## Start Raw data
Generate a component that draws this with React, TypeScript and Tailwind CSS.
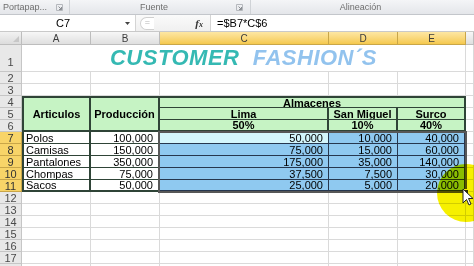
import React from "react";

const RS = [
  "row-start-1", "row-start-2", "row-start-3", "row-start-4", "row-start-5",
  "row-start-6", "row-start-7", "row-start-8", "row-start-9", "row-start-10",
  "row-start-11", "row-start-12", "row-start-13", "row-start-14", "row-start-15",
  "row-start-16", "row-start-17", "row-start-18", "row-start-19",
];
const CS = ["col-start-1", "col-start-2", "col-start-3", "col-start-4", "col-start-5", "col-start-6", "col-start-7"];

type Cell = { r: number; c: number; span?: string; cls: string; text?: React.ReactNode };

const GRID = "border-r border-b border-[#dadada] bg-white";
const HDR_GREY =
  "bg-linear-to-b from-[#f7f7f7] to-[#dfdfdf] border-r border-b border-[#bdbdbd] flex items-center justify-center text-[10px] text-[#3c3c3c]";
const HDR_ORANGE =
  "bg-linear-to-b from-[#fde7a3] to-[#f5c94c] border-r border-b border-[#c9a648] flex items-center justify-center text-[10px] text-[#3c3c3c]";
const RH_GREY =
  "bg-[#e8e8e8] border-r border-b border-[#c6c6c6] flex items-center justify-center text-[11px] text-[#4a4a4a] leading-[12px]";
const RH_ORANGE =
  "bg-[#f8d468] border-r border-b border-[#c9a648] flex items-center justify-center text-[11px] text-[#333] leading-[12px]";

const DK = "border-[#2f4437]";
const NV = "border-[#26374f]";
const GREEN = "bg-[#c6f3c4]";
const HEAD_TXT = "flex items-center justify-center text-[11px] font-bold text-black leading-[12px]";
const NUM = "flex items-center justify-end pr-[5px] text-[11px] text-black leading-[12px]";

function Launcher() {
  return (
    <svg width="7" height="7" viewBox="0 0 7 7" className="shrink-0">
      <path d="M0.5 0.5H6.5V6.5H0.5Z" fill="none" stroke="#b5b8bd" strokeWidth="1" />
      <path d="M2.5 2.5L5.5 5.5M5.5 3V5.5H3" fill="none" stroke="#8a8d92" strokeWidth="1" />
    </svg>
  );
}

export default function App() {
  const cells: Cell[] = [];

  // column headers
  cells.push({
    r: 1,
    c: 1,
    cls: "bg-linear-to-b from-[#f2f2f2] to-[#dcdcdc] border-r border-b border-[#bdbdbd] flex items-end justify-end p-[2px]",
    text: (
      <svg width="6" height="6" viewBox="0 0 6 6">
        <path d="M6 0V6H0Z" fill="#c7c7c7" />
      </svg>
    ),
  });
  cells.push({ r: 1, c: 2, cls: HDR_GREY, text: "A" });
  cells.push({ r: 1, c: 3, cls: HDR_GREY, text: "B" });
  cells.push({ r: 1, c: 4, cls: HDR_ORANGE, text: "C" });
  cells.push({ r: 1, c: 5, cls: HDR_ORANGE, text: "D" });
  cells.push({ r: 1, c: 6, cls: HDR_ORANGE, text: "E" });
  cells.push({ r: 1, c: 7, cls: HDR_GREY });

  // row headers
  for (let n = 1; n <= 18; n++) {
    const sel = n >= 7 && n <= 11;
    cells.push({
      r: n + 1,
      c: 1,
      cls: (sel ? RH_ORANGE : RH_GREY) + (n === 1 ? " !items-end pb-[3px]" : ""),
      text: n <= 17 ? n : undefined,
    });
  }

  // row 1 title
  cells.push({
    r: 2,
    c: 2,
    span: "col-span-5",
    cls: "border-r border-b border-[#dadada] bg-white flex items-center justify-center pb-[1px]",
    text: (
      <span className="text-[22px] font-bold italic leading-none whitespace-pre tracking-[0.5px]">
        <span className="text-[#35b9b3]">CUSTOMER</span>
        <span>{"  "}</span>
        <span className="text-[#92c3ee]">FASHION´S</span>
      </span>
    ),
  });
  cells.push({ r: 2, c: 7, cls: GRID });

  // rows 2,3
  for (const r of [3, 4]) for (let c = 2; c <= 7; c++) cells.push({ r, c, cls: GRID });

  // rows 4-6 header block
  cells.push({
    r: 5,
    c: 2,
    span: "row-span-3",
    cls: `${GREEN} border-l-2 border-t-2 border-r-2 border-b-2 ${DK} ${HEAD_TXT}`,
    text: "Articulos",
  });
  cells.push({
    r: 5,
    c: 3,
    span: "row-span-3",
    cls: `${GREEN} border-t-2 border-r-2 border-b-2 ${DK} ${HEAD_TXT}`,
    text: "Producción",
  });
  cells.push({
    r: 5,
    c: 4,
    span: "col-span-3",
    cls: `${GREEN} border-t-2 border-r-2 border-b ${DK} ${HEAD_TXT}`,
    text: "Almacenes",
  });
  cells.push({ r: 5, c: 7, cls: GRID });
  const r5 = ["Lima", "San Miguel", "Surco"];
  r5.forEach((t, i) =>
    cells.push({ r: 6, c: 4 + i, cls: `${GREEN} border-r-2 border-b ${DK} ${HEAD_TXT}`, text: t })
  );
  cells.push({ r: 6, c: 7, cls: GRID });
  const r6 = ["50%", "10%", "40%"];
  r6.forEach((t, i) =>
    cells.push({ r: 7, c: 4 + i, cls: `${GREEN} border-r-2 border-b-2 ${DK} ${HEAD_TXT}`, text: t })
  );
  cells.push({ r: 7, c: 7, cls: GRID });

  // data rows
  const data: [string, string, string, string, string][] = [
    ["Polos", "100,000", "50,000", "10,000", "40,000"],
    ["Camisas", "150,000", "75,000", "15,000", "60,000"],
    ["Pantalones", "350,000", "175,000", "35,000", "140,000"],
    ["Chompas", "75,000", "37,500", "7,500", "30,000"],
    ["Sacos", "50,000", "25,000", "5,000", "20,000"],
  ];
  data.forEach((row, i) => {
    const r = 8 + i;
    const last = i === data.length - 1;
    const bb = last ? "border-b-2" : "border-b";
    cells.push({
      r,
      c: 2,
      cls: `bg-white border-l-2 border-r-2 ${bb} ${DK} flex items-center pl-[2px] text-[11px] text-black leading-[12px]`,
      text: row[0],
    });
    cells.push({ r, c: 3, cls: `bg-white border-r-2 ${bb} ${DK} ${NUM}`, text: row[1] });
    cells.push({
      r,
      c: 4,
      cls: `${i === 0 ? "bg-[#d3f6fc]" : "bg-[#8fc9f0]"} border-r ${bb} ${NV} ${NUM}`,
      text: row[2],
    });
    cells.push({ r, c: 5, cls: `bg-[#8fc9f0] border-r ${bb} ${NV} ${NUM}`, text: row[3] });
    cells.push({ r, c: 6, cls: `bg-[#8fc9f0] border-r-2 ${bb} ${NV} ${NUM}`, text: row[4] });
    cells.push({ r, c: 7, cls: GRID });
  });

  // empty rows 12-18
  for (let r = 13; r <= 19; r++) for (let c = 2; c <= 7; c++) cells.push({ r, c, cls: GRID });

  return (
    <div className="relative w-[474px] h-[266px] overflow-hidden bg-white font-['Liberation_Sans',Arial,sans-serif]">
      {/* ribbon group labels */}
      <div className="h-[15px] flex bg-linear-to-b from-[#f4f5f7] to-[#e4e6ea] border-b border-[#c3c6cb] text-[9px] text-[#6e6e6e] leading-none">
        <div className="w-[70px] flex items-center pl-[3px] pr-[6px] border-r border-[#d0d3d7]">
          <span>Portapap...</span>
          <span className="ml-auto">
            <Launcher />
          </span>
        </div>
        <div className="w-[181px] flex items-center pr-[7px] border-r border-[#d0d3d7]">
          <span className="flex-1 text-center pl-[2px]">Fuente</span>
          <Launcher />
        </div>
        <div className="flex-1 flex items-center justify-center pr-[4px]">
          <span>Alineación</span>
        </div>
      </div>

      {/* formula bar */}
      <div className="h-[17px] flex items-stretch bg-white border-b border-[#c9c9c9]">
        <div className="w-[136px] flex items-center border-r border-[#d4d4d4]">
          <span className="flex-1 text-center text-[11px] text-black pl-[1px]">C7</span>
          <svg width="5" height="3" viewBox="0 0 5 3" className="mr-[5px]">
            <path d="M0 0H5L2.5 3Z" fill="#444" />
          </svg>
        </div>
        <div className="w-[75px] flex items-center border-r border-[#d4d4d4] bg-linear-to-b from-[#fafafa] to-[#f0f0f0]">
          <div className="ml-[4px] h-[13px] w-[14px] rounded-l-full border border-r-0 border-[#d0d0d0] bg-white flex items-center justify-center text-[9px] text-[#b5b5b5]">
            =
          </div>
          <span className="ml-auto mr-[7px] text-[11px] italic font-bold text-[#333] font-['Liberation_Serif',serif]">
            f<span className="text-[8px]">x</span>
          </span>
        </div>
        <div className="flex-1 flex items-center pl-[6px] text-[11px] text-black">=$B7*C$6</div>
      </div>

      {/* sheet grid */}
      <div className="grid grid-cols-[22px_69px_69px_169px_69px_68px_1fr] grid-rows-[13px_27px_repeat(17,12px)]">
        {cells.map((cell, i) => (
          <div key={i} className={`${RS[cell.r - 1]} ${CS[cell.c - 1]} ${cell.span ?? ""} ${cell.cls} overflow-hidden whitespace-nowrap`}>
            {cell.text}
          </div>
        ))}
        {/* selection border C7:E11 */}
        <div className="col-start-4 col-span-3 row-start-8 row-span-5 relative z-10 -ml-[2px] -mt-[1px] -mr-[1px] -mb-[1px] border-2 border-[#575757] pointer-events-none">
          <div className="absolute -right-[4px] -bottom-[4px] w-[6px] h-[6px] bg-[#333] border border-white" />
        </div>
      </div>

      {/* presenter highlight circle */}
      <div className="absolute left-[437px] top-[164px] w-[58px] h-[58px] rounded-full bg-[#f6f000] mix-blend-multiply z-20 pointer-events-none" />
      {/* mouse cursor */}
      <svg className="absolute left-[462px] top-[188px] z-30" width="12" height="18" viewBox="0 0 12 18">
        <path d="M1 1L1 15L4.5 11.5L7 17L9 16L6.5 10.5L11 10.5Z" fill="#fff" stroke="#222" strokeWidth="1" strokeLinejoin="round" />
      </svg>
    </div>
  );
}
## End Raw data
• **Objective**: Return each line with "React".

• **Exercise answer**:
Generate a component that draws this with React, TypeScript and Tailwind CSS.
import React from "react";
type Cell = { r: number; c: number; span?: string; cls: string; text?: React.ReactNode };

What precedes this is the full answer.